● EXERCISE INSTRUCTIONS: Go through the listing and pick out each line with the word "styles" in it.
-- start of DATA EXTRACT --
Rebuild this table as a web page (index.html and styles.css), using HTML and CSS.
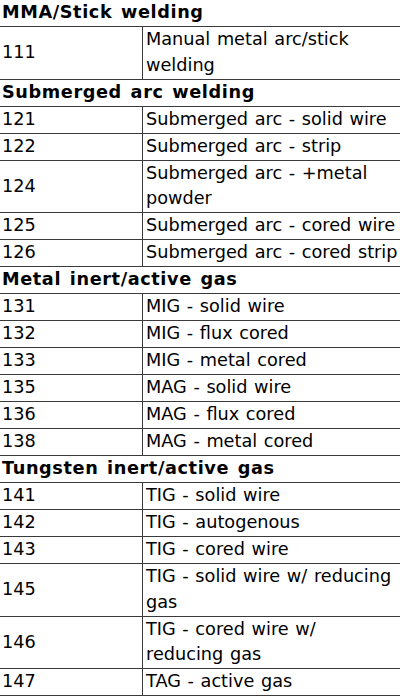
FILE: index.html
```html
<!DOCTYPE html>
<html>
<head>
<meta charset="utf-8">
<link rel="stylesheet" href="styles.css">
</head>
<body>
<table class="codes">
  <colgroup><col class="col-num"><col class="col-desc"></colgroup>
  <tr class="group"><td colspan="2">MMA/Stick welding</td></tr>
  <tr><td class="num">111</td><td class="desc">Manual metal arc/stick welding</td></tr>
  <tr class="group"><td colspan="2">Submerged arc welding</td></tr>
  <tr><td class="num">121</td><td class="desc">Submerged arc - solid wire</td></tr>
  <tr><td class="num">122</td><td class="desc">Submerged arc - strip</td></tr>
  <tr><td class="num">124</td><td class="desc">Submerged arc - +metal powder</td></tr>
  <tr><td class="num">125</td><td class="desc">Submerged arc - cored wire</td></tr>
  <tr><td class="num">126</td><td class="desc">Submerged arc - cored strip</td></tr>
  <tr class="group"><td colspan="2">Metal inert/active gas</td></tr>
  <tr><td class="num">131</td><td class="desc">MIG - solid wire</td></tr>
  <tr><td class="num">132</td><td class="desc">MIG - flux cored</td></tr>
  <tr><td class="num">133</td><td class="desc">MIG - metal cored</td></tr>
  <tr><td class="num">135</td><td class="desc">MAG - solid wire</td></tr>
  <tr><td class="num">136</td><td class="desc">MAG - flux cored</td></tr>
  <tr><td class="num">138</td><td class="desc">MAG - metal cored</td></tr>
  <tr class="group"><td colspan="2">Tungsten inert/active gas</td></tr>
  <tr><td class="num">141</td><td class="desc">TIG - solid wire</td></tr>
  <tr><td class="num">142</td><td class="desc">TIG - autogenous</td></tr>
  <tr><td class="num">143</td><td class="desc">TIG - cored wire</td></tr>
  <tr><td class="num">145</td><td class="desc">TIG - solid wire w/ reducing gas</td></tr>
  <tr><td class="num">146</td><td class="desc">TIG - cored wire w/ reducing gas</td></tr>
  <tr><td class="num">147</td><td class="desc">TAG - active gas</td></tr>
</table>
</body>
</html>
```
FILE: styles.css
```css
html, body {
  margin: 0;
  padding: 0;
  background: #ffffff;
}
body {
  overflow: hidden;
}
.codes {
  border-collapse: collapse;
  table-layout: fixed;
  width: 401px;
  margin: -1px 0 0 -1px;
  font-family: "DejaVu Sans", Verdana, sans-serif;
  font-size: 17.7px;
  line-height: 25.5px;
  color: #000;
}
.col-num {
  width: 143px;
}
.col-desc {
  width: 258px;
}
.codes td {
  border: 1px solid #3a3a3a;
  padding: 0.25px 0 0.25px 3px;
  vertical-align: middle;
}
.codes td.desc {
  padding-left: 3px;
  padding-right: 1.5px;
  word-spacing: 1px;
}
.codes td.num {
  padding-left: 2px;
}
.codes .group td {
  font-weight: bold;
  letter-spacing: 0.6px;
  word-spacing: 2px;
  padding-left: 2px;
}
```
-- end of DATA EXTRACT --
● WRITTEN ANSWER:
Rebuild this table as a web page (index.html and styles.css), using HTML and CSS.
<link rel="stylesheet" href="styles.css">
FILE: styles.css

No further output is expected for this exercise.